• [WHAT YOU NEED TO DO]
Report how many lines of these entries hold the string "that"; reply with the number alone.
╭─ DATA SECTION
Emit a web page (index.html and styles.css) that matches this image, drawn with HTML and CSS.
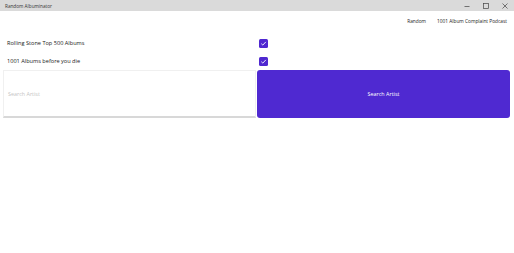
FILE: index.html
```html
<!DOCTYPE html>
<html>
<head>
<meta charset="utf-8">
<link rel="stylesheet" href="styles.css">
</head>
<body>
<div class="titlebar">
  <span class="title">Random Albuminator</span>
  <div class="controls">
    <svg class="ctl" width="10" height="10" viewBox="0 0 10 10"><path d="M2.5 5.5h5" stroke="#444" stroke-width="0.7"/></svg>
    <svg class="ctl" width="10" height="10" viewBox="0 0 10 10"><rect x="2.5" y="2.5" width="5" height="5" fill="none" stroke="#444" stroke-width="0.7"/></svg>
    <svg class="ctl" width="10" height="10" viewBox="0 0 10 10"><path d="M2.5 2.5l5 5M7.5 2.5l-5 5" stroke="#444" stroke-width="0.7"/></svg>
  </div>
</div>
<nav class="nav">
  <span>Random</span>
  <span>1001 Album Complaint Podcast</span>
</nav>
<div class="rows">
  <div class="row">
    <span class="label">Rolling Stone Top 500 Albums</span>
    <span class="check"><svg width="9" height="9" viewBox="0 0 9 9"><path d="M2.3 4.7l1.5 1.4 3-3.2" fill="none" stroke="#fff" stroke-width="0.9"/></svg></span>
  </div>
  <div class="row">
    <span class="label">1001 Albums before you die</span>
    <span class="check"><svg width="9" height="9" viewBox="0 0 9 9"><path d="M2.3 4.7l1.5 1.4 3-3.2" fill="none" stroke="#fff" stroke-width="0.9"/></svg></span>
  </div>
</div>
<div class="search">
  <div class="input"><span class="placeholder">Search Artist</span></div>
  <div class="button">Search Artist</div>
</div>
</body>
</html>
```
FILE: styles.css
```css
html, body {
  margin: 0;
  padding: 0;
  background: #fff;
  font-family: "Open Sans", "Noto Sans", sans-serif;
  color: #1a1a1a;
}
.titlebar {
  height: 11px;
  background: #dadada;
  display: flex;
  align-items: center;
  justify-content: space-between;
}
.title {
  font-size: 4.7px;
  padding-left: 5px;
  color: #333;
}
.controls {
  display: flex;
  gap: 9px;
  padding-right: 4px;
}
.nav {
  display: flex;
  justify-content: flex-end;
  gap: 11px;
  padding: 4px 7px 0 0;
  height: 11px;
  align-items: center;
  font-size: 4.8px;
  color: #222;
}
.rows {
  margin-top: 8px;
  width: 268px;
}
.row {
  display: flex;
  justify-content: space-between;
  align-items: center;
  height: 18px;
  padding-left: 7px;
}
.label {
  font-size: 5.6px;
}
.check {
  width: 9px;
  height: 9px;
  background: #4f28d0;
  border-radius: 1.5px;
  display: flex;
}
.search {
  display: flex;
  gap: 1px;
  padding: 0 4px 0 3px;
  margin-top: 0;
}
.input {
  flex: 0 0 253px;
  border: 1px solid #f0f0f0;
  border-bottom: 2px solid #d8d8d8;
  display: flex;
  align-items: center;
  padding-left: 4px;
  box-sizing: border-box;
  height: 48px;
}
.placeholder {
  font-size: 5.4px;
  color: #c4c4c4;
}
.button {
  flex: 1;
  height: 48px;
  background: #4f29d1;
  border-radius: 3px;
  color: #fff;
  font-size: 5.4px;
  display: flex;
  align-items: center;
  justify-content: center;
}
```
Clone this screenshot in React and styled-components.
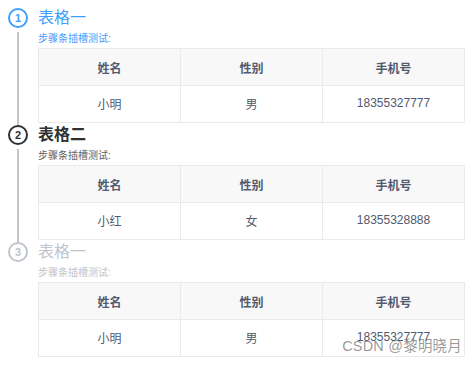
import styled, { createGlobalStyle } from 'styled-components'

const GlobalStyle = createGlobalStyle`
  html, body {
    margin: 0;
    padding: 0;
    background: #ffffff;
    font-family: "Liberation Sans", "Noto Sans CJK SC", sans-serif;
  }
`

const COLORS = {
  process: { main: '#409eff', title: '#409eff', desc: '#409eff', weight: 400 },
  finish: { main: '#303133', title: '#303133', desc: '#606266', weight: 700 },
  wait: { main: '#c0c4cc', title: '#c0c4cc', desc: '#c0c4cc', weight: 400 },
}

const steps = [
  { title: '表格一', status: 'process', rows: [['小明', '男', '18355327777']] },
  { title: '表格二', status: 'finish', rows: [['小红', '女', '18355328888']] },
  { title: '表格一', status: 'wait', rows: [['小明', '男', '18355327777']] },
]

const App = () => {
  return (
    <>
      <GlobalStyle />
      <Page>
        <Steps>
          {steps.map((step, i) => {
            const c = COLORS[step.status]
            return (
              <Step key={i}>
                <Rail>
                  <IconBox>
                    <Circle $color={c.main}>{i + 1}</Circle>
                  </IconBox>
                  {i < steps.length - 1 && <Line />}
                </Rail>
                <Content>
                  <Title $color={c.title} $weight={c.weight}>{step.title}</Title>
                  <Desc $color={c.desc}>步骤条插槽测试:</Desc>
                  <Table>
                    <thead>
                      <tr>
                        <Th>姓名</Th>
                        <Th>性别</Th>
                        <Th>手机号</Th>
                      </tr>
                    </thead>
                    <tbody>
                      {step.rows.map((r, j) => (
                        <tr key={j}>
                          {r.map((cell, k) => <Td key={k}>{cell}</Td>)}
                        </tr>
                      ))}
                    </tbody>
                  </Table>
                </Content>
              </Step>
            )
          })}
        </Steps>
        <Watermark>CSDN @黎明晓月</Watermark>
      </Page>
    </>
  )
}

const Page = styled.div`
  position: relative;
  width: 474px;
  height: 366px;
  overflow: hidden;
  padding: 6px 9px 0 8px;
  box-sizing: border-box;
`

const Steps = styled.div`
  display: flex;
  flex-direction: column;
`

const Step = styled.div`
  display: flex;
  flex-direction: row;
  gap: 10px;
`

const Rail = styled.div`
  width: 20px;
  display: flex;
  flex-direction: column;
  align-items: center;
`

const IconBox = styled.div`
  height: 24px;
  display: flex;
  align-items: center;
  justify-content: center;
`

const Circle = styled.div`
  width: 20px;
  height: 20px;
  box-sizing: border-box;
  border: 2px solid ${p => p.$color};
  border-radius: 50%;
  color: ${p => p.$color};
  font-size: 11px;
  font-weight: 700;
  display: flex;
  align-items: center;
  justify-content: center;
`

const Line = styled.div`
  width: 2px;
  flex: 1;
  background: #c0c4cc;
  margin: 2px 0 -2px;
`

const Content = styled.div`
  flex: 1;
  display: flex;
  flex-direction: column;
`

const Title = styled.div`
  font-size: 16px;
  line-height: 24px;
  color: ${p => p.$color};
  font-weight: ${p => p.$weight};
`

const Desc = styled.div`
  font-size: 10px;
  line-height: 18px;
  color: ${p => p.$color};
`

const Table = styled.table`
  width: 427px;
  border-collapse: collapse;
  table-layout: fixed;
  font-size: 12px;
`

const Th = styled.th`
  height: 36px;
  padding: 0;
  background: #f8f8f9;
  border: 1px solid #e8eaec;
  color: #515a6e;
  font-weight: 700;
  text-align: center;
`

const Td = styled.td`
  height: 34px;
  padding: 0 0 2px;
  border: 1px solid #e8eaec;
  color: #515a6e;
  text-align: center;
`

const Watermark = styled.div`
  position: absolute;
  right: 12px;
  bottom: 11px;
  font-size: 14.5px;
  color: rgba(120, 120, 120, 0.75);
  letter-spacing: 0.2px;
`

export default App
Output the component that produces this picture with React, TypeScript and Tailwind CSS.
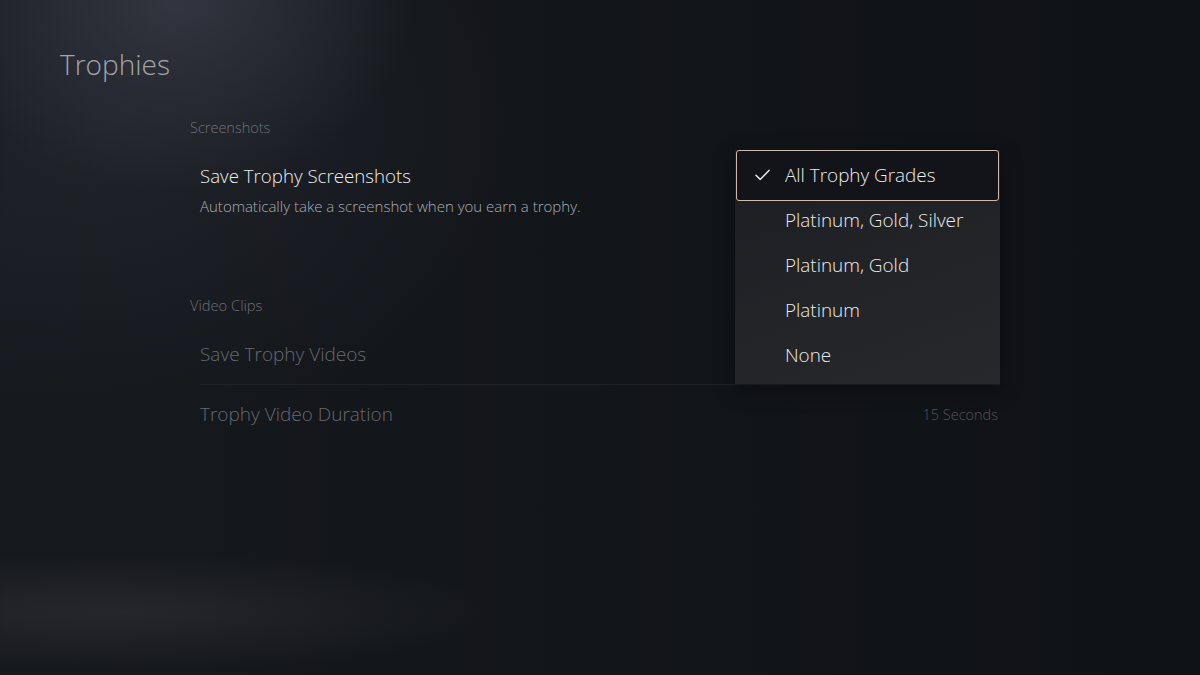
import React from "react";

const options = [
  "All Trophy Grades",
  "Platinum, Gold, Silver",
  "Platinum, Gold",
  "Platinum",
  "None",
];

function Check() {
  return (
    <svg width="15" height="12" viewBox="0 0 15 12" fill="none" className="shrink-0">
      <path d="M1 6.3 L5.2 10.4 L14 1.4" stroke="#e6e6e6" strokeWidth="1.5" strokeLinecap="round" strokeLinejoin="round" />
    </svg>
  );
}

export default function App() {
  return (
    <div
      className="relative w-[1200px] h-[675px] overflow-hidden bg-[#111419] text-white"
      style={{ fontFamily: '"Open Sans", "Noto Sans", sans-serif' }}
    >
      {/* ambient lighting */}
      <div className="absolute inset-0 bg-[radial-gradient(ellipse_240px_190px_at_175px_0px,rgba(74,78,92,0.6),transparent)]" />
      <div className="absolute inset-0 bg-[radial-gradient(ellipse_420px_300px_at_120px_120px,rgba(40,43,52,0.5),transparent)]" />
      <div className="absolute inset-0 bg-[radial-gradient(ellipse_380px_60px_at_120px_612px,rgba(48,48,54,0.55),transparent)]" />
      <div className="absolute inset-0 bg-[linear-gradient(90deg,rgba(255,255,255,0.02),rgba(0,0,0,0.12))]" />

      <div className="relative flex flex-col font-light">
        <h1 className="pl-[60px] pt-[44px] text-[28px] leading-[40px] font-light text-[#a3a5ab]">
          Trophies
        </h1>

        <div className="ml-[190px] w-[810px] mt-[34px] flex flex-col">
          <div className="text-[14.5px] leading-[20px] text-[#6d7077]">Screenshots</div>

          <div className="mt-[25px] pl-[10px]">
            <div className="text-[18.7px] leading-[26px] text-[#ededed]">Save Trophy Screenshots</div>
            <div className="mt-[7px] text-[15px] leading-[20px] text-[#abadb3]">
              Automatically take a screenshot when you earn a trophy.
            </div>
          </div>

          <div className="mt-[79px] text-[14.7px] leading-[20px] text-[#6d7077]">Video Clips</div>

          <div className="ml-[10px] mt-[17px] h-[53px] flex items-start border-b border-[#1f2228]">
            <span className="pt-[9px] text-[19px] leading-[26px] text-[#66696f]">Save Trophy Videos</span>
          </div>
          <div className="ml-[10px] h-[58px] flex items-start justify-between">
            <span className="pt-[16px] text-[19px] leading-[26px] text-[#66696f]">Trophy Video Duration</span>
            <span className="pt-[20px] pr-[2px] text-[14.5px] leading-[20px] text-[#52555b]">15 Seconds</span>
          </div>
        </div>
      </div>

      {/* option list popup */}
      <div className="absolute left-[735px] top-[150px] w-[265px] h-[234px] pt-[2.5px] font-light bg-[linear-gradient(160deg,#1b1d22_0%,#222428_55%,#26282c_100%)] shadow-[0_6px_20px_rgba(0,0,0,0.35)] flex flex-col">
        {options.map((o, i) => (
          <div
            key={o}
            className="relative h-[45px] shrink-0 flex items-center pl-[50px] text-[18.9px] text-[#ececec]"
          >
            {i === 0 && (
              <>
                <div className="absolute left-[1px] right-[1px] top-[-2.5px] bottom-[-3.5px] rounded-[3px] border-[1.5px] border-[#cdbcad] bg-[#121419]" />
                <div className="absolute left-[20px] top-1/2 -translate-y-1/2 flex">
                  <Check />
                </div>
              </>
            )}
            <span className="relative">{o}</span>
          </div>
        ))}
      </div>
    </div>
  );
}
╰─
• [EXERCISE RESULT]
2